For air-powered machines, the process works like this:
- All balls are placed in a transparent chamber
- Air is blown through the chamber, causing the balls to circulate randomly
- A tube selects one ball at a time as they pass by
- The selected ball is displayed and removed from the chamber
- The process repeats until all required numbers are drawn
These systems are designed to be completely random, with each ball having an equal chance of being selected at each draw.
What happens if multiple people win the jackpot?
When multiple people match all the winning numbers, the jackpot prize is divided equally among all winning tickets. This is one reason why very popular lotteries sometimes have multiple winners for the same draw. For example:
- If the jackpot is $100 million and there are 3 winning tickets, each winner receives approximately $33.33 million (before taxes).
- The exact amount may vary slightly due to rounding and the specific prize structure.
Some important considerations:
- Annuity vs. Lump Sum: Winners typically have the choice between receiving the full amount as an annuity (paid over 20-30 years) or a smaller lump sum (usually about 60-70% of the jackpot).

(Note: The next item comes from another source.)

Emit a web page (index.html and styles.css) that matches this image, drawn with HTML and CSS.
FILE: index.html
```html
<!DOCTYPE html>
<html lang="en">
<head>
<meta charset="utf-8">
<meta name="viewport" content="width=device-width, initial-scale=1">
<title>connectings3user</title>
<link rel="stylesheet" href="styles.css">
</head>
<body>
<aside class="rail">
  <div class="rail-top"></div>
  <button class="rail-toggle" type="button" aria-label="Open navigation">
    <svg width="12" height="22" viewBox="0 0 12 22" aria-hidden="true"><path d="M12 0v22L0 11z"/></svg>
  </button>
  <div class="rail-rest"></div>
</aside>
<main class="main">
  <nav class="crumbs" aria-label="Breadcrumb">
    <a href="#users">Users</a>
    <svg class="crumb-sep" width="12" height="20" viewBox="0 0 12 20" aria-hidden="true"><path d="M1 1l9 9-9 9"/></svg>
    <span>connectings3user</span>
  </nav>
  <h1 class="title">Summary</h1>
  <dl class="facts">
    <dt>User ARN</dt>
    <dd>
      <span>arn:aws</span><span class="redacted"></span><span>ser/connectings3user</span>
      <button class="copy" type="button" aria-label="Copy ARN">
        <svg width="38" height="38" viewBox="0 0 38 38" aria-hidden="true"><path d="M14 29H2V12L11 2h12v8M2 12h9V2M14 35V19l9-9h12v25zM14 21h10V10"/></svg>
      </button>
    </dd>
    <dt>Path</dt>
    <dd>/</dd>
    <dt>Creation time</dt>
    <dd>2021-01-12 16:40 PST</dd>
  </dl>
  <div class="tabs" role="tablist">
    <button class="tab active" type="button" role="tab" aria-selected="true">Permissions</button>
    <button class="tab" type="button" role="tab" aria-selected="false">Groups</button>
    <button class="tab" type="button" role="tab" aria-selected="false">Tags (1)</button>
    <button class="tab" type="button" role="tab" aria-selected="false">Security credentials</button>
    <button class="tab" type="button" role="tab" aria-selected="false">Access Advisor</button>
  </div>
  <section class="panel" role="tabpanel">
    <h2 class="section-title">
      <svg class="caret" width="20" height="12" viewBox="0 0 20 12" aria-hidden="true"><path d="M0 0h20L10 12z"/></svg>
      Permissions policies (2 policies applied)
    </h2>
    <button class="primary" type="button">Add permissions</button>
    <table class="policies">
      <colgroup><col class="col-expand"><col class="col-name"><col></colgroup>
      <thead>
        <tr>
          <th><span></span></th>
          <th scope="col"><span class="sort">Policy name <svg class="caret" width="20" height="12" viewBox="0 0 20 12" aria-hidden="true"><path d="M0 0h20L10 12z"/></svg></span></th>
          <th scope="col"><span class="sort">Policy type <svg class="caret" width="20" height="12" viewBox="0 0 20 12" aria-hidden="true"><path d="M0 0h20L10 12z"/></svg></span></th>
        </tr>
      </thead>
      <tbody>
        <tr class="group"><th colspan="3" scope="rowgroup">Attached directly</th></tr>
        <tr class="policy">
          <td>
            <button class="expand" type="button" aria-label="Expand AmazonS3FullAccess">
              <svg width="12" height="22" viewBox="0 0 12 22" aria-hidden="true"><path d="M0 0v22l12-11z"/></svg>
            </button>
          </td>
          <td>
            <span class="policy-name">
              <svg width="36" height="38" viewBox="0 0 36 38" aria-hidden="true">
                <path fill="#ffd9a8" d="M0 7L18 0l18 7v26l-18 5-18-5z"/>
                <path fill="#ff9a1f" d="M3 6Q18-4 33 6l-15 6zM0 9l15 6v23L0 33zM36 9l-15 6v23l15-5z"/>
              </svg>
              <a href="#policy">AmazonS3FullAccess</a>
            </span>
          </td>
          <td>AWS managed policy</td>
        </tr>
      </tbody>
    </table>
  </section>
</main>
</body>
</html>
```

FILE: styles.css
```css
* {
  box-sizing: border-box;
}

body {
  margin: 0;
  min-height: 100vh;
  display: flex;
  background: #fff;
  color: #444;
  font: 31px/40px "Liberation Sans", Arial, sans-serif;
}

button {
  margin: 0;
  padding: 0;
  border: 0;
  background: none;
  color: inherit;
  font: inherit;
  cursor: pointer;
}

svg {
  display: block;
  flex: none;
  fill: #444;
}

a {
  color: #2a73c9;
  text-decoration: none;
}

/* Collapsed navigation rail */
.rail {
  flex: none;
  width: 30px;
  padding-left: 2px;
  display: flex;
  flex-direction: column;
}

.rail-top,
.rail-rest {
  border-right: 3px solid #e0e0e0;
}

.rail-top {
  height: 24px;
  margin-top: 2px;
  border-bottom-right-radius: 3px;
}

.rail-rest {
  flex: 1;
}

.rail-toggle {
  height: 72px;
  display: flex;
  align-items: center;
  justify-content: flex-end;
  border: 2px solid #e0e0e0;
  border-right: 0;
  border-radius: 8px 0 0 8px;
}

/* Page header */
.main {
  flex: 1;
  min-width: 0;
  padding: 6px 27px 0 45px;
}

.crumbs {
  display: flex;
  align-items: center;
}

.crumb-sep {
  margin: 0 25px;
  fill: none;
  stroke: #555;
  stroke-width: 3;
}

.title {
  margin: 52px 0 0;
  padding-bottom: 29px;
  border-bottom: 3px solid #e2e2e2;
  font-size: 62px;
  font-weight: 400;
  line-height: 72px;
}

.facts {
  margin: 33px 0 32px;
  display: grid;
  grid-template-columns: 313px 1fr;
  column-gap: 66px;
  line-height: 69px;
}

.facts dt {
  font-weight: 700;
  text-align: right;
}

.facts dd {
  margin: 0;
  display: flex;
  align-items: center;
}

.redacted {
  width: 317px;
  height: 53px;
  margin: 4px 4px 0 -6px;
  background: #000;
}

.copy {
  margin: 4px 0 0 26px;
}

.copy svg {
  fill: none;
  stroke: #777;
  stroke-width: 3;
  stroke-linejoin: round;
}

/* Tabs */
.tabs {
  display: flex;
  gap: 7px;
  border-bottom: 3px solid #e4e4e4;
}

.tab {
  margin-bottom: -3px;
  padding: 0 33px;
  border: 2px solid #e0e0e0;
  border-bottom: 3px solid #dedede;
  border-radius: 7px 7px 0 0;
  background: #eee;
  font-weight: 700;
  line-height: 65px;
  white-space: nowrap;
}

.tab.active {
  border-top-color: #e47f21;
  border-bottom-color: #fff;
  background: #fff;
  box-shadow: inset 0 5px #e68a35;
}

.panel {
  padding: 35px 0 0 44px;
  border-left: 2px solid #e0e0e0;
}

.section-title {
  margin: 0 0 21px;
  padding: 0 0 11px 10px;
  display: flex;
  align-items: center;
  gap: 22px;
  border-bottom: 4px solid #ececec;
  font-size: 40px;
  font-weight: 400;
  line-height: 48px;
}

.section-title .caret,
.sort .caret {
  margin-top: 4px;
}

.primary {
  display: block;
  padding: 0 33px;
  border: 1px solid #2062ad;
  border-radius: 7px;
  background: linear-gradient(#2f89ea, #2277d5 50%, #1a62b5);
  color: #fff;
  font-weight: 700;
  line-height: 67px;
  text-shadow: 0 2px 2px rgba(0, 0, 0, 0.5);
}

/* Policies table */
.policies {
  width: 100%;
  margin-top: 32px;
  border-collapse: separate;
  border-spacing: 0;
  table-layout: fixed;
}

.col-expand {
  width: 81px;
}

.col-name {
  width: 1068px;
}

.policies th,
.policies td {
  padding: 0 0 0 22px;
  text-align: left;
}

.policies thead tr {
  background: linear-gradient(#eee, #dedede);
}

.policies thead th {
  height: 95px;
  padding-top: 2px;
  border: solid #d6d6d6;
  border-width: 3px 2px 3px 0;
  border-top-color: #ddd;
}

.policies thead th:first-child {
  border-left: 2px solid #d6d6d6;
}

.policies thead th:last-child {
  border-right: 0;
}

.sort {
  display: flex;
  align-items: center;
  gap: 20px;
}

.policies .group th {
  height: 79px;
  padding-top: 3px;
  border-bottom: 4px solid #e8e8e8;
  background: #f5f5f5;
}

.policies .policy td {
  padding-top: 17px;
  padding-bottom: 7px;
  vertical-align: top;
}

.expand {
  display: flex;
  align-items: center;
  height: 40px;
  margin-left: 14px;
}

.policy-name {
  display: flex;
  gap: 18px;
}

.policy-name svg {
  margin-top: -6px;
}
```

- Tax Withholding: In the US, federal taxes (24-37%) are withheld immediately from lump sum payments. State taxes may also apply.
- Publicity: Most states require the names of winners to be made public, though some allow anonymity.
- Claim Period: Winners typically have 6-12 months to claim their prize, depending on the jurisdiction.
For very large jackpots, it's not uncommon to have multiple winners, especially when the prize has rolled over several times and generated significant media attention.